You'll need to restart Tamr and its dependencies. See Restarting.
To stop DMS, use the command pkill -f dms. This removes DMS jobs in the jobs page. Next, run /start-dependencies.sh.

Configuration Options for DMS

You set the following variables to configure the Data Movement Service.

Name

Description

APPS_DMS_DEFAULT_CLOUD_PROVIDER

Identifies the cloud service provider: ADLS2, GCS, or S3.

APPS_DMS_MAX_CONCURRENT_REQUESTS

Defines the maximum number of threads for parallelization.

APPS_DMS_MEMORY

Allocates memory to the DMS driver.

APPS_DMS_HOSTNAME

Stores the host for the DMS server.

APPS_DMS_PORT

Stores the port for the DMS server. Default port is 9155.

APPS_DMS_SCHEME

Identifies whether to use http or https for DMS connections.

For more information, see Configuration Variable Reference.

Note: Remember you need to restart Tamr and its dependencies. See Restarting.
To stop DMS, use the command pkill -f dms' This removes DMS jobs in the jobs page. Next, run /start-dependencies.sh.

Configuring Authentication for DMS

When you import data files into Tamr from cloud storage, authentication allowing access to that cloud source relies on provider-specific authentication settings.

S3 Authentication for DMS

The DMS uses the default credential provider chain for authentication. For more information about the default credential provider chain, see Working with AWS Credentials in the AWS JDK for Java documentation.

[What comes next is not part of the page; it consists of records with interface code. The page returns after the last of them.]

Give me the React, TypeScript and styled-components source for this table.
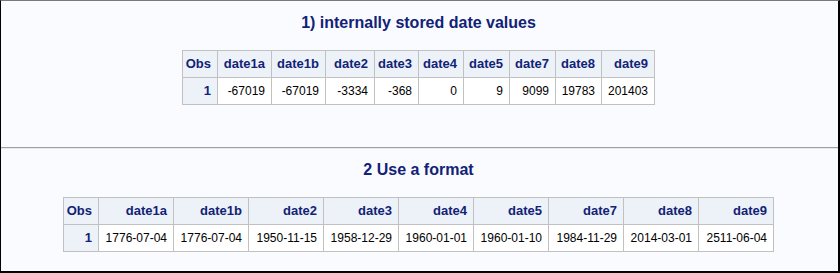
import React from "react"
import styled, { createGlobalStyle } from "styled-components"

const GlobalStyle = createGlobalStyle`
  body {
    margin: 0;
    background: #ffffff;
    font-family: "Liberation Sans", Arial, sans-serif;
  }
`

const Frame = styled.div`
  width: 840px;
  height: 273px;
  box-sizing: border-box;
  border-top: 1px solid #7a7a7a;
  border-left: 1px solid #000;
  border-right: 2px solid #000;
  border-bottom: 2px solid #000;
  background: #fafbfe;
  display: flex;
  flex-direction: column;
  overflow: hidden;
`

const Section = styled.div<{ $top: number; $height?: number }>`
  display: flex;
  flex-direction: column;
  align-items: center;
  padding-top: ${(p) => p.$top}px;
  padding-right: 2px;
  box-sizing: border-box;
  ${(p) => (p.$height ? `height: ${p.$height}px;` : "flex: 1;")}
`

const Divider = styled.div`
  height: 0;
  border-top: 1px solid #a0a0a0;
  border-bottom: 1px solid #e8e8e8;
`

const Title = styled.div`
  font-size: 16px;
  font-weight: bold;
  line-height: 20px;
  color: #112277;
  margin-bottom: 17px;
`

const Table = styled.table<{ $w: number }>`
  width: ${(p) => p.$w}px;
  border-collapse: collapse;
  table-layout: fixed;
  border: 1px solid #c1c1c1;
  font-family: "Liberation Sans", Arial, sans-serif;
`

const Col = styled.col<{ $w: number }>`
  width: ${(p) => p.$w}px;
`

const HeadCell = styled.th`
  background: #edf2f9;
  color: #112277;
  font-size: 13px;
  font-weight: bold;
  text-align: right;
  padding: 5px 6px 5px 0;
  line-height: 16px;
  border: 1px solid #c1c1c1;
  white-space: nowrap;
  overflow: hidden;
`

const DataCell = styled.td<{ $obs?: boolean }>`
  background: ${(p) => (p.$obs ? "#edf2f9" : "#ffffff")};
  color: ${(p) => (p.$obs ? "#112277" : "#000000")};
  font-size: ${(p) => (p.$obs ? "13px" : "12px")};
  font-weight: ${(p) => (p.$obs ? "bold" : "normal")};
  text-align: right;
  padding: 5px 6px 5px 0;
  line-height: 16px;
  border: 1px solid #c1c1c1;
  white-space: nowrap;
  overflow: hidden;
`

type Column = { name: string; value: string; width: number }

type PrintTableProps = {
  obsWidth: number
  columns: Column[]
}

const PrintTable: React.FC<PrintTableProps> = ({ obsWidth, columns }) => {
  const total = columns.reduce((sum, c) => sum + c.width, obsWidth)

  return (
    <Table $w={total}>
      <colgroup>
        <Col $w={obsWidth} />
        {columns.map((c) => (
          <Col key={c.name} $w={c.width} />
        ))}
      </colgroup>
      <thead>
        <tr>
          <HeadCell>Obs</HeadCell>
          {columns.map((c) => (
            <HeadCell key={c.name}>{c.name}</HeadCell>
          ))}
        </tr>
      </thead>
      <tbody>
        <tr>
          <DataCell $obs>1</DataCell>
          {columns.map((c) => (
            <DataCell key={c.name}>{c.value}</DataCell>
          ))}
        </tr>
      </tbody>
    </Table>
  )
}

const rawColumns: Column[] = [
  { name: "date1a", value: "-67019", width: 54 },
  { name: "date1b", value: "-67019", width: 54 },
  { name: "date2", value: "-3334", width: 49 },
  { name: "date3", value: "-368", width: 44 },
  { name: "date4", value: "0", width: 45 },
  { name: "date5", value: "9", width: 46 },
  { name: "date7", value: "9099", width: 46 },
  { name: "date8", value: "19783", width: 46 },
  { name: "date9", value: "201403", width: 53 },
]

const formattedColumns: Column[] = [
  { name: "date1a", value: "1776-07-04", width: 75 },
  { name: "date1b", value: "1776-07-04", width: 75 },
  { name: "date2", value: "1950-11-15", width: 75 },
  { name: "date3", value: "1958-12-29", width: 75 },
  { name: "date4", value: "1960-01-01", width: 75 },
  { name: "date5", value: "1960-01-10", width: 75 },
  { name: "date7", value: "1984-11-29", width: 75 },
  { name: "date8", value: "2014-03-01", width: 75 },
  { name: "date9", value: "2511-06-04", width: 75 },
]

export default function App() {
  return (
    <>
      <GlobalStyle />
      <Frame>
        <Section $top={12} $height={146}>
          <Title>1) internally stored date values</Title>
          <PrintTable obsWidth={35} columns={rawColumns} />
        </Section>
        <Divider />
        <Section $top={11}>
          <Title>2 Use a format</Title>
          <PrintTable obsWidth={35} columns={formattedColumns} />
        </Section>
      </Frame>
    </>
  )
}
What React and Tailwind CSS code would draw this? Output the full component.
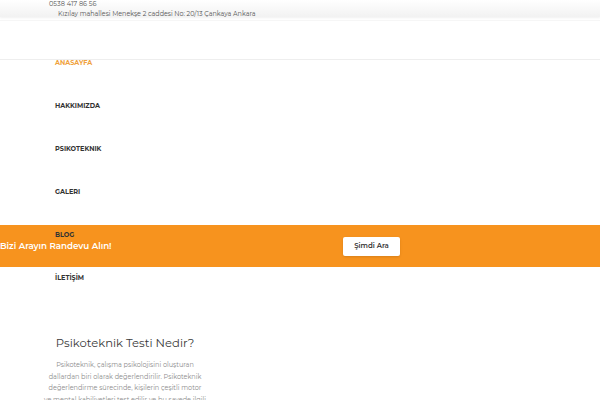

While Tamr recommends attaching roles to the EC2 or ECS directly, you can also use ENV variables and credentials files like the one shown in the example that follows to authenticate with AWS.

[default]
aws_access_key_id=<AWS_ACCESS_KEY_ID>
aws_secret_access_key=<AWS_SECRET_ACCESS_KEY>

Note: These credentials must have all of the permissions required for the DMS as well as for your Tamr deployment. (See the S3 Authorization for DMS next.)

S3 Authorization for DMS

The following template for an IAM policy includes the minimum actions (permissions) that must be allowed for the DMS. Tamr is likely require additional permissions, so you might have multiple policies attached to EC2 instances and service accounts.

{
    "Version": "2012-10-17",
    "Statement": [
        {
            "Sid": "VisualEditor0",
            "Effect": "Allow",
            "Action": [
                "s3:PutObject",
                "s3:GetObject",
                "s3:AbortMultipartUpload",
                "s3:ListBucket",
                "s3:DeleteObject"
            ],
            "Resource": [
                "arn:aws:s3:::<BUCKET_NAME>/*",
                "arn:aws:s3:::<BUCKET_NAME>"
            ]
        }
    ]
}

Tip: Replace the <BUCKET_NAME> placeholders with your AWS S3 values.

For information about attaching a policy, see Adding and removing IAM identity permissions in the AWS JDK for Java documentation.

Note: To have data encrypted at rest, use SSE-S3 as described in the AWS JDK for Java documentation.

ADLS2 Authentication for DMS

You can authenticate in ADLS2 either with service principals (recommended) or a shared account access key.

To configure ADLS authentication with service principals:

  1. Ensure that the service principal has roles or ACL to access the specified container. When assigning roles choose Storage Blob Data Contributor.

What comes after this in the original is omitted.